Problem requirements: Find the line containing "Output the HTML that produces this rendering." in the entries; transcribe it and all remaining lines through the end, exactly as they appear, but not the pictures.

Records shown:
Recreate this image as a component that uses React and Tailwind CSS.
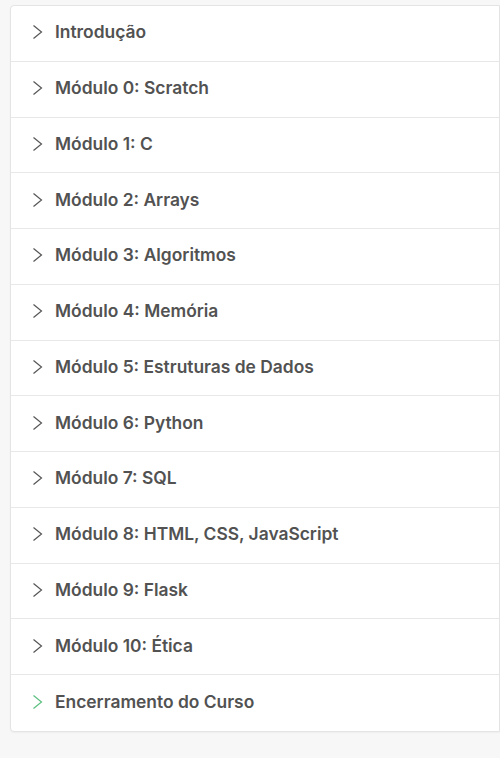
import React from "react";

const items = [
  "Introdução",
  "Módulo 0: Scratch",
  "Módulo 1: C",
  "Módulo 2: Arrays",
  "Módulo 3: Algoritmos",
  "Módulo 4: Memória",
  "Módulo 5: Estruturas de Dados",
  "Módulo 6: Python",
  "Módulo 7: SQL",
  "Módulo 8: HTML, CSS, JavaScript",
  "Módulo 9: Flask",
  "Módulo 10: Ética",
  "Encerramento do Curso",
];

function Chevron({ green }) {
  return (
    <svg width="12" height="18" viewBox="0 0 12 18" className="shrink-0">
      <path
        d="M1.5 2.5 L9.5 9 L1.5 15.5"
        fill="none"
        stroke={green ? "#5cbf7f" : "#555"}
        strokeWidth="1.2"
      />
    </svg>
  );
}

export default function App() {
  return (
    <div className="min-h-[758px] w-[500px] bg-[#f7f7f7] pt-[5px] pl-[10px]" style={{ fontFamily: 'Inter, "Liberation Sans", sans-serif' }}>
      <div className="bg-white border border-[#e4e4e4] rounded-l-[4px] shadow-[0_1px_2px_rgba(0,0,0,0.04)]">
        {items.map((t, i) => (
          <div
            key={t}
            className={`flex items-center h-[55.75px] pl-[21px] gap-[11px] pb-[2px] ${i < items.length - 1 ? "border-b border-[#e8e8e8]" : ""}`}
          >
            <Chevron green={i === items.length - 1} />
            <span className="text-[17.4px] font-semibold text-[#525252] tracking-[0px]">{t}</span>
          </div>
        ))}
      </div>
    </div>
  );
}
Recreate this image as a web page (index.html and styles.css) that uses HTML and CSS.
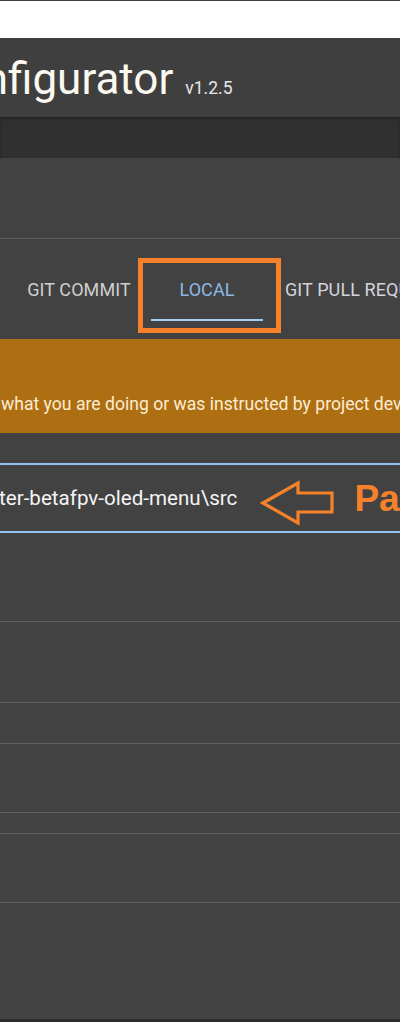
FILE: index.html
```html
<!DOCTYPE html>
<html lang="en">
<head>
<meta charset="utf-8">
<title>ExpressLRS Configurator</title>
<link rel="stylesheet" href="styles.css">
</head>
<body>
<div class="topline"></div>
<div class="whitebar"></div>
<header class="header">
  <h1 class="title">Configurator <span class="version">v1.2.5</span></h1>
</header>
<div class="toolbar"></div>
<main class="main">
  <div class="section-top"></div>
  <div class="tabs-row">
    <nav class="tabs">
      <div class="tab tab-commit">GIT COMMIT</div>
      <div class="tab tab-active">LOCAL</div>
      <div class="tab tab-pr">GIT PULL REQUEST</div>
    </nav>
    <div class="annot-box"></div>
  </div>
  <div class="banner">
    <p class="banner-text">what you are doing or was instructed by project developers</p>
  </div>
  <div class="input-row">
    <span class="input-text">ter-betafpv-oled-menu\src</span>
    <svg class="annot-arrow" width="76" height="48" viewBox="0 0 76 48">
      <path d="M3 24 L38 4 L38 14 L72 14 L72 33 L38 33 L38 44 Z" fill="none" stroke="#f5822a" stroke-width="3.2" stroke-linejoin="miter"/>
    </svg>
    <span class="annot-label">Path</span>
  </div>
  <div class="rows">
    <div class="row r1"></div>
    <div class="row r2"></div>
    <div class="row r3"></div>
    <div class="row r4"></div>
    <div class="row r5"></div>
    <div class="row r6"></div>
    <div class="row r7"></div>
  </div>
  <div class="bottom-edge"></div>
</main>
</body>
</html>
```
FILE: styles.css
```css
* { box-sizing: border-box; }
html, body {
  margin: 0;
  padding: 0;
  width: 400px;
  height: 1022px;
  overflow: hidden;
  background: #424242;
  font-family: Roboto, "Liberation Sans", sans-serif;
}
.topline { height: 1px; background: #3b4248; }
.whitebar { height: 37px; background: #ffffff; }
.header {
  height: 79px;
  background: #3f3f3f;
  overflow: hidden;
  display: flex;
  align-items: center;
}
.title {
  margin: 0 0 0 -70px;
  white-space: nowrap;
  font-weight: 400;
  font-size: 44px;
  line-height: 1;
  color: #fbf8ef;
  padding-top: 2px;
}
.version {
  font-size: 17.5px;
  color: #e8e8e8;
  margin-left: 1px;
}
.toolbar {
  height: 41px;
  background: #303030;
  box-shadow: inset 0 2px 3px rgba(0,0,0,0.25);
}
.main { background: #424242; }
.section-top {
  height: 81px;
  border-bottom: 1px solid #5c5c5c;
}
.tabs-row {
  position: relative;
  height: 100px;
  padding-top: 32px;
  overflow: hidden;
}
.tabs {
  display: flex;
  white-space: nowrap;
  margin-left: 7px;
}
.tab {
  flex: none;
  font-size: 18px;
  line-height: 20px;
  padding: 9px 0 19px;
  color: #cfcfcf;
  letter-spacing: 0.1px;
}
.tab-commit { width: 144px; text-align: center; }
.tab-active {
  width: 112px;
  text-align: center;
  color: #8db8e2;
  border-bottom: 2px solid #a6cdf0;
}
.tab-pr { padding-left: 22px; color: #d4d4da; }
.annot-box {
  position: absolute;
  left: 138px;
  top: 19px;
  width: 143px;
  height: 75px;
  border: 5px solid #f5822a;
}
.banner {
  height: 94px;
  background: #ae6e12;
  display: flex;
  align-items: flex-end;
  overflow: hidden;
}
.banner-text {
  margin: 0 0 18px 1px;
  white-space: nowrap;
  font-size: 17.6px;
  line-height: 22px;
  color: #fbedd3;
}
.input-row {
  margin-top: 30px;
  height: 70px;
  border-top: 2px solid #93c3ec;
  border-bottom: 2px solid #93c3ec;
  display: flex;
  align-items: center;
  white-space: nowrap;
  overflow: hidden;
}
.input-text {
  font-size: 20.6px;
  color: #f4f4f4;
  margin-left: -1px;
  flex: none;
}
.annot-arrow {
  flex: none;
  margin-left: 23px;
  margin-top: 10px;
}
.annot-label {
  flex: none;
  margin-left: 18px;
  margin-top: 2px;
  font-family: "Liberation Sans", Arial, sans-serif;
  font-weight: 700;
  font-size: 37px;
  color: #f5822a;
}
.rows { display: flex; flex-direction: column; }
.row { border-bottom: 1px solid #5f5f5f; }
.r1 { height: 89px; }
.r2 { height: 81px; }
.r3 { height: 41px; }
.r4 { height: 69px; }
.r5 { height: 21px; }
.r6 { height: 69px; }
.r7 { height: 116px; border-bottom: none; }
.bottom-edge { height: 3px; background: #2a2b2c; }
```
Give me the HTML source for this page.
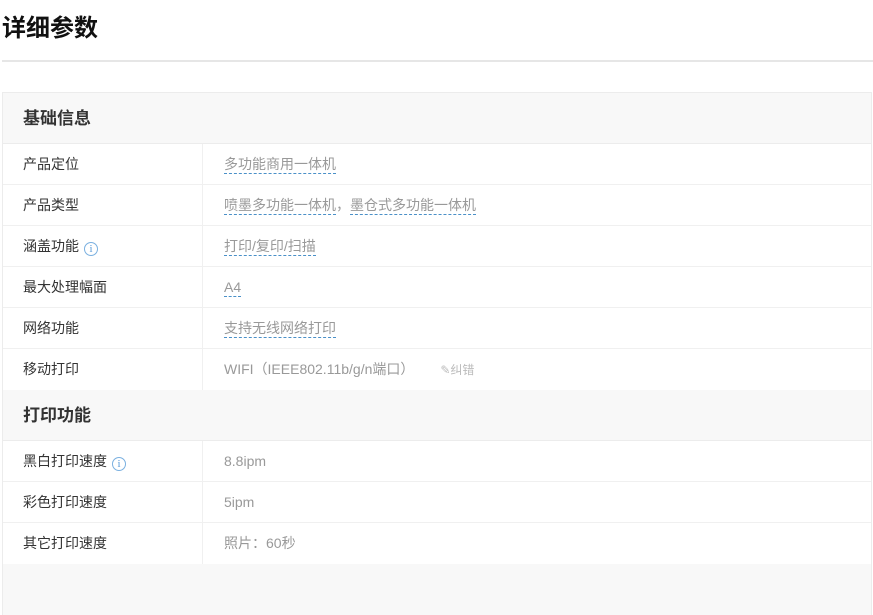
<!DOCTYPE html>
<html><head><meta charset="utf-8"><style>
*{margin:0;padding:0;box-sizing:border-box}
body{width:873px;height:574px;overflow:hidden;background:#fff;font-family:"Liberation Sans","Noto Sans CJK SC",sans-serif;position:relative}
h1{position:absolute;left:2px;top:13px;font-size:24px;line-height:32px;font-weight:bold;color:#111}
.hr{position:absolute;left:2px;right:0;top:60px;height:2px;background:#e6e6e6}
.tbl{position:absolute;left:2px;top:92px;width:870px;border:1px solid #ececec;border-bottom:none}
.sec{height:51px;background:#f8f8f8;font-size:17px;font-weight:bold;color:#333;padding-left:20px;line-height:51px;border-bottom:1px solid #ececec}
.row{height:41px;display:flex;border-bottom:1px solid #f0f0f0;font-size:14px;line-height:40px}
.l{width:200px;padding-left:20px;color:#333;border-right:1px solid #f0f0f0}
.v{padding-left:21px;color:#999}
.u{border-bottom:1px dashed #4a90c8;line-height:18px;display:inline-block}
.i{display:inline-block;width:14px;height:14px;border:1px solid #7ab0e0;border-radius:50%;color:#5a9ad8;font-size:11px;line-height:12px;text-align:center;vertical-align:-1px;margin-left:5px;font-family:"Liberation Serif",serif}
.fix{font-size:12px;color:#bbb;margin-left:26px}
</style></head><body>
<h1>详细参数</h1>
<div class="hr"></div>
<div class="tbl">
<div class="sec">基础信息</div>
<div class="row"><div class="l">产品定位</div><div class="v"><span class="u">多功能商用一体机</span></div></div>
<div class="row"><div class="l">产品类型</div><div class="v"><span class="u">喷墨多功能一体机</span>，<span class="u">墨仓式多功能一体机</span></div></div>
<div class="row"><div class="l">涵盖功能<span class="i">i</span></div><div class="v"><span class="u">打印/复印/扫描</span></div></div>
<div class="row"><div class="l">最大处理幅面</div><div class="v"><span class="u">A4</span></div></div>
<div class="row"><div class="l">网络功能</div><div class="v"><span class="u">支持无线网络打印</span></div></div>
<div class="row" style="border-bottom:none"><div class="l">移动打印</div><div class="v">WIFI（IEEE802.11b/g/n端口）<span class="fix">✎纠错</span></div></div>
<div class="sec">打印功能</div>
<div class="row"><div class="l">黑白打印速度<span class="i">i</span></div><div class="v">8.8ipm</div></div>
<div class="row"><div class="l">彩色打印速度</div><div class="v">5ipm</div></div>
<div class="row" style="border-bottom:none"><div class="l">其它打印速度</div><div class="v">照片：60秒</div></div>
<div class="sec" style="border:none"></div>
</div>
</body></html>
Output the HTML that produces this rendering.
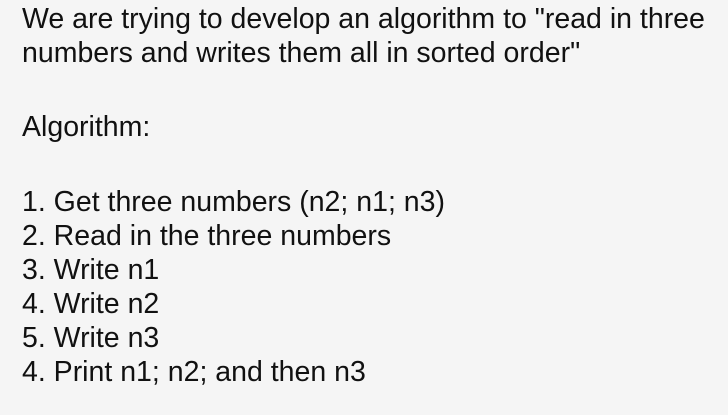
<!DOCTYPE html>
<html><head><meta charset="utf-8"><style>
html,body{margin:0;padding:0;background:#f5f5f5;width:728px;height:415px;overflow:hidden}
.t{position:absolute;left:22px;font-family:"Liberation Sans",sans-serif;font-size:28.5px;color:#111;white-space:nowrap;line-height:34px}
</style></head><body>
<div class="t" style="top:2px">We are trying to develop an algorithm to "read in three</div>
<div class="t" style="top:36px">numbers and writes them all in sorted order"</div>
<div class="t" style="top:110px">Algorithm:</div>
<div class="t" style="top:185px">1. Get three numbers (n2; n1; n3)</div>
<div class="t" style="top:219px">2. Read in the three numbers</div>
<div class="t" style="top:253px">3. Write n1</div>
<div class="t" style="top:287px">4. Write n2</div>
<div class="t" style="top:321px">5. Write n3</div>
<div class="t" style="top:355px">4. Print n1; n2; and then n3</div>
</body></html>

Solution for this exercise:
Output the HTML that produces this rendering.
<!DOCTYPE html>
<html><head><meta charset="utf-8"><style>
html,body{margin:0;padding:0;background:#f5f5f5;width:728px;height:415px;overflow:hidden}
.t{position:absolute;left:22px;font-family:"Liberation Sans",sans-serif;font-size:28.5px;color:#111;white-space:nowrap;line-height:34px}
</style></head><body>
<div class="t" style="top:2px">We are trying to develop an algorithm to "read in three</div>
<div class="t" style="top:36px">numbers and writes them all in sorted order"</div>
<div class="t" style="top:110px">Algorithm:</div>
<div class="t" style="top:185px">1. Get three numbers (n2; n1; n3)</div>
<div class="t" style="top:219px">2. Read in the three numbers</div>
<div class="t" style="top:253px">3. Write n1</div>
<div class="t" style="top:287px">4. Write n2</div>
<div class="t" style="top:321px">5. Write n3</div>
<div class="t" style="top:355px">4. Print n1; n2; and then n3</div>
</body></html>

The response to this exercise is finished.